Deutsche Bank Investmentstratege Jim Reid fasst die zentrale Frage so zusammen: „The most common question we had yesterday was why anyone would buy corporates with a yield with a one-handle when equities have higher dividend yield and growth potential?“ Warum sollte ein Investor also die niedrig verzinste Anleihe zeichnen, wo doch die Dividendenrendite der Aktie höher ist?

Die IBM-Aktie ist aber offenbar nicht die Messlatte für die IBM-Unternehmensanleihe gewesen (am Ende des Tages ist die Dividende ja von der Gewinnsituation abhängig), sondern die derzeitigen Renditen bei Staatsanleihen. Denn viele Zinssätze sind auf ihre tiefsten Stände gefallen, ob das nun zweijährige US-Staatsanleihen (in den USA sind besonders kurz- bis mittelfristige Zinsen niedrig) oder 10-jährige japanische Bonds sind, die wieder weniger als ein Prozent pro Jahr bringen (das Handelsblatt schreibt von einer Flucht nach Japan). Bringen die Staatstitel also immer weniger Zinsen muss das auch für Unternehmens- und verbriefte Anleihen gelten, so offenbar das Argument. Dabei ist die Anleihen-Rally sehr untypisch. Dieses Jahr haben Unternehmensanleihen 8 Prozent, Staatsanleihen 6 Prozent Rendite gebracht, OBWOHL die Zinsen bereits so niedrig sind (siehe Grafik, es ist klar ersichtlich, dass die fünfjährigen Erträge mit einem Anleiheninvestment fast ausschließlich vom Zinsniveau erklärt sind, siehe auch EconomPicData). Viel Raum für weitere Gewinne bleibt hier also nicht (denn für die Zinsen bleibt auch nicht viel Raum nach unten).

Deflationsängste als Grund für Niedrigstzinsen?!

Für Bären wie David Rosenberg schreit das Zinsumfeld lauthals „Deflation!“, deutet also auf ein Fallen der Preise in einigen Volkswirtschaften hin. Denn dann würden selbst so niedrige Renditen wie jene auf die IBM-Anleihe Sinn machen. Aber Deflation wird keineswegs eingepreist, wenn man einen Blick auf inflationsgeschützte Anleihen wirft.

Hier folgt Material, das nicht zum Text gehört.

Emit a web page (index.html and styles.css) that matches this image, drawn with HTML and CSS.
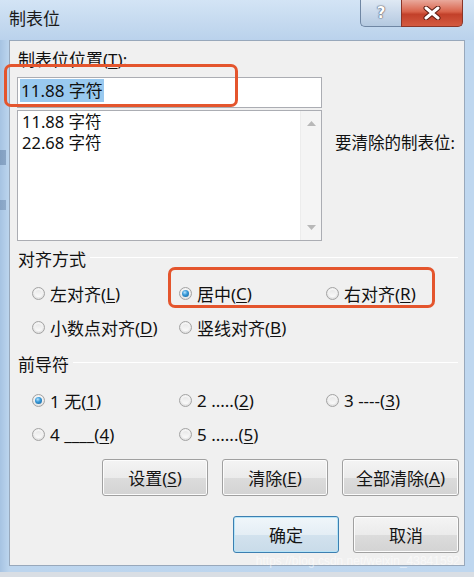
FILE: index.html
```html
<!DOCTYPE html>
<html lang="zh-CN">
<head>
<meta charset="utf-8">
<title>制表位</title>
<link rel="stylesheet" href="styles.css">
</head>
<body>
<div class="window">
  <div class="titlebar">
    <span class="title">制表位</span>
    <div class="caption">
      <div class="cap help"><span class="q">?</span></div>
      <div class="cap close">
        <svg width="20" height="14" viewBox="0 0 20 14"><path d="M4 2 L16 12 M16 2 L4 12" stroke="#5a1a10" stroke-width="5" stroke-linecap="round"/><path d="M4 2 L16 12 M16 2 L4 12" stroke="#fff" stroke-width="3" stroke-linecap="round"/></svg>
      </div>
    </div>
  </div>

  <div class="panel">
    <div class="label">制表位位置(<u>T</u>):</div>
    <div class="top">
      <div class="leftcol">
        <div class="input"><span class="sel">11.88 字符</span></div>
        <div class="list">
          <div class="items">
            <div class="item">11.88 字符</div>
            <div class="item">22.68 字符</div>
          </div>
          <div class="scroll">
            <svg width="9" height="5" viewBox="0 0 9 5"><path d="M0 5 L4.5 0 L9 5 Z" fill="#b8b8b8"/></svg>
            <svg width="9" height="5" viewBox="0 0 9 5"><path d="M0 0 L4.5 5 L9 0 Z" fill="#b8b8b8"/></svg>
          </div>
        </div>
      </div>
      <div class="clearlabel">要清除的制表位:</div>
    </div>

    <div class="group align-group"><span>对齐方式</span><i class="rule"></i></div>
    <div class="radios">
      <div class="radio"><span class="dot"></span>左对齐(<u>L</u>)</div>
      <div class="radio"><span class="dot on"></span>居中(<u>C</u>)</div>
      <div class="radio"><span class="dot"></span>右对齐(<u>R</u>)</div>
      <div class="radio"><span class="dot"></span>小数点对齐(<u>D</u>)</div>
      <div class="radio"><span class="dot"></span>竖线对齐(<u>B</u>)</div>
    </div>

    <div class="group leader-group"><span>前导符</span><i class="rule"></i></div>
    <div class="radios leaders">
      <div class="radio"><span class="dot on"></span>1 无(<u>1</u>)</div>
      <div class="radio"><span class="dot"></span>2 .....(<u>2</u>)</div>
      <div class="radio"><span class="dot"></span>3 ----(<u>3</u>)</div>
      <div class="radio"><span class="dot"></span>4 ____(<u>4</u>)</div>
      <div class="radio"><span class="dot"></span>5 ......(<u>5</u>)</div>
    </div>

    <div class="btnrow first">
      <div class="btn">设置(<u>S</u>)</div>
      <div class="btn">清除(<u>E</u>)</div>
      <div class="btn wide">全部清除(<u>A</u>)</div>
    </div>
    <div class="btnrow second">
      <div class="btn default">确定</div>
      <div class="btn">取消</div>
    </div>
    <div class="watermark">https://blog.csdn.net/weixin_43841592</div>
  </div>

  <div class="mark mark-pos"></div>
  <div class="mark mark-align"></div>
</div>
</body>
</html>
```

FILE: styles.css
```css
* { box-sizing: border-box; }
html, body { margin: 0; padding: 0; }
body {
  width: 474px;
  height: 577px;
  overflow: hidden;
  background: #d9dee4;
  font-family: "Noto Sans", "Noto Sans CJK SC", sans-serif;
  font-size: 16px;
  color: #111;
}
u { text-decoration: underline; text-underline-offset: 2px; text-decoration-thickness: 1px; }

.window {
  position: relative;
  width: 474px;
  height: 572px;
  background:
    linear-gradient(to bottom, transparent 0, transparent 150px, rgba(60,90,130,0.35) 150px, rgba(60,90,130,0.35) 165px, transparent 165px, transparent 200px, rgba(60,90,130,0.3) 200px, rgba(60,90,130,0.3) 210px, transparent 210px) left top / 6px 100% no-repeat,
    linear-gradient(to right, #a6c3e2 0px, #bcd5ee 9px, #bfd7ef 100%);
  display: flex;
  flex-direction: column;
}

.titlebar {
  height: 40px;
  display: flex;
  align-items: flex-start;
  background: linear-gradient(to bottom, #d3e4f5 0%, #c4d9ef 60%, #bad2ec 100%);
}
.title {
  font-family: "Noto Sans CJK SC", sans-serif;
  font-size: 17px;
  line-height: 22px;
  margin: 7px 0 0 9px;
  color: #1a1a1a;
}
.caption {
  margin-left: auto;
  margin-right: 11px;
  display: flex;
}
.cap {
  height: 27px;
  display: flex;
  align-items: center;
  justify-content: center;
  border: 1px solid #6f86a3;
  border-top: none;
}
.help {
  width: 41px;
  border-right: none;
  border-bottom-left-radius: 5px;
  background: linear-gradient(to bottom, #dfe9f4 0%, #c9d8ea 50%, #b4c9e0 100%);
}
.q {
  font-family: "DejaVu Sans", sans-serif;
  font-weight: bold;
  font-size: 15px;
  color: #fff;
  text-shadow: 0 0 1px #556, 0 0 1px #556, 0 0 2px #778;
}
.close {
  width: 62px;
  border-color: #8a3528;
  border-bottom-right-radius: 5px;
  background: linear-gradient(to bottom, #e9a99c 0%, #d9634b 45%, #c2402a 55%, #d45a40 100%);
}

.panel {
  position: relative;
  margin: 0 9px 0 9px;
  height: 526px;
  background: #f0f0f0;
  border: 1px solid #98a8bb;
  padding: 8px 5px 0 7px;
  font-family: "Noto Sans", "Noto Sans CJK SC", sans-serif;
}
.label {
  font-size: 17px;
  line-height: 22px;
  height: 22px;
  margin-left: 1px;
}

.top { display: flex; margin-top: 6px; }
.leftcol { width: 305px; display: flex; flex-direction: column; gap: 2px; }
.input {
  height: 31px;
  background: #fff;
  border: 1px solid #abadb3;
  padding: 2px 0 0 2px;
  font-size: 17px;
  line-height: 22px;
}
.sel { background: #99c9ef; padding: 0 1px; }
.list {
  height: 131px;
  background: #fff;
  border: 1px solid #abadb3;
  display: flex;
}
.items {
  flex: 1;
  padding: 0 0 0 4px;
  display: flex;
  flex-direction: column;
  gap: 0;
}
.item {
  font-size: 16.5px;
  line-height: 21px;
  height: 21px;
}
.scroll {
  width: 21px;
  background: #f4f4f4;
  border-left: 1px solid #ececec;
  display: flex;
  flex-direction: column;
  align-items: center;
  justify-content: space-between;
  padding: 10px 0 10px;
}
.clearlabel {
  margin: 55px 0 0 13px;
  font-size: 16.5px;
  line-height: 22px;
  height: 22px;
  white-space: nowrap;
}

.group {
  display: flex;
  align-items: center;
  height: 22px;
  font-size: 17px;
  line-height: 22px;
  margin-left: 1px;
}
.align-group { margin-top: 8px; }
.leader-group { margin-top: 10px; }
.rule {
  flex: 1;
  height: 1px;
  background: #dcdcdc;
  border-bottom: 1px solid #fff;
  margin: -6px 1px 0 4px;
}

.radios {
  display: grid;
  grid-template-columns: 147px 147px 147px;
  grid-auto-rows: 34px;
  padding-left: 15px;
  margin-top: 5px;
}
.leaders { margin-top: 7px; grid-auto-rows: 34px; }
.radio {
  display: flex;
  align-items: center;
  font-size: 17px;
  white-space: nowrap;
}
.dot {
  width: 13px;
  height: 13px;
  border-radius: 50%;
  border: 1px solid #a3a3a3;
  background: radial-gradient(circle at 50% 40%, #ffffff 0%, #f2f2f2 45%, #d2d2d2 100%);
  margin-right: 5px;
  flex: none;
  position: relative;
}
.dot::after {
  content: "";
  position: absolute;
  left: 2px; top: 2px;
  width: 7px; height: 7px;
  border-radius: 50%;
  background: linear-gradient(to bottom, #e8e8e8, #fafafa);
}
.dot.on::after {
  left: 2px; top: 2px;
  background: radial-gradient(circle at 40% 35%, #b9e5ff 0%, #3a9ad8 40%, #0f5d97 100%);
}

.btnrow {
  display: flex;
  justify-content: flex-end;
  gap: 14px;
}
.btnrow.first { margin-top: 8px; }
.btnrow.second { margin-top: 20px; }
.btn {
  width: 106px;
  height: 37px;
  border: 1px solid #a0a0a0;
  border-radius: 3px;
  background: linear-gradient(to bottom, #f4f4f4 0%, #ebebeb 50%, #dcdcdc 51%, #d3d3d3 100%);
  box-shadow: inset 0 0 0 1px #fcfcfc;
  display: flex;
  align-items: center;
  justify-content: center;
  font-size: 17px;
  color: #151515;
}
.btn.wide { width: 117px; }
.btn.default {
  border-color: #3c7fb1;
  box-shadow: inset 0 0 0 1px #b6e4f7;
  background: linear-gradient(to bottom, #f0f6fa 0%, #e4eef5 50%, #d2e2ee 51%, #c9dbe9 100%);
}
.watermark {
  position: absolute;
  right: 4px;
  bottom: -3px;
  font-size: 12px;
  color: rgba(255,255,255,0.55);
  font-family: "Liberation Sans", sans-serif;
}

.mark {
  position: absolute;
  border: 3px solid #e4552d;
  border-radius: 7px;
}
.mark-pos { left: 4px; top: 64px; width: 234px; height: 43px; }
.mark-align { left: 168px; top: 267px; width: 267px; height: 41px; }
```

In den USA liegen die Inflationserwartungen für die nächsten zehn Jahre knapp unter zwei Prozent, nicht viel, aber deutlich über einer Deflation. Der Anleihenmarkt spricht also mit gespaltener Zunge.

Also bleibt noch die Erklärung, die etwa von Institutionen wie der Bank für Internationalen Zahlungsausgleich in ihrem Jahresreport angedeutet wurden. Das Nullzinsumfeld verzerrt Investitionsentscheidungen, es vernebelt die Sicht von Anlegern mit einer immer steigenden Suche nach Rendite, denn der risikolose Zinssatz liegt quasi bei Null. In den Worten der BIZ: "policymakers will need to consider the distortions caused by prolonged conditions of monetary ease. After all, sustained low interest rates have been identified by many as an important factor that contributed to the crisis." Auch so lässt sich erklären, dass Investoren wie verrückt Junk Bonds zeichnen, also Anleihen, die Ratings unter BBB haben. In Europa werden diese Anleihen dieses Jahr ihr stärkstes Jahr überhaupt haben, so aktuelle Schätzungen. Der Grund für diesen Finanzierungsboom sind aber nicht große Investitionsprojekte dieser Unternehmen, sondern die niedrigen Zinskosten.

Eines darf nicht vergessen werden: in diesem Umfeld investieren auch Pensionsfonds und -kassen, die deutlich höhere Zinsen erwirtschaften müssen, um die Pensionsansprüche zu decken. Eine Sisyphusarbeit.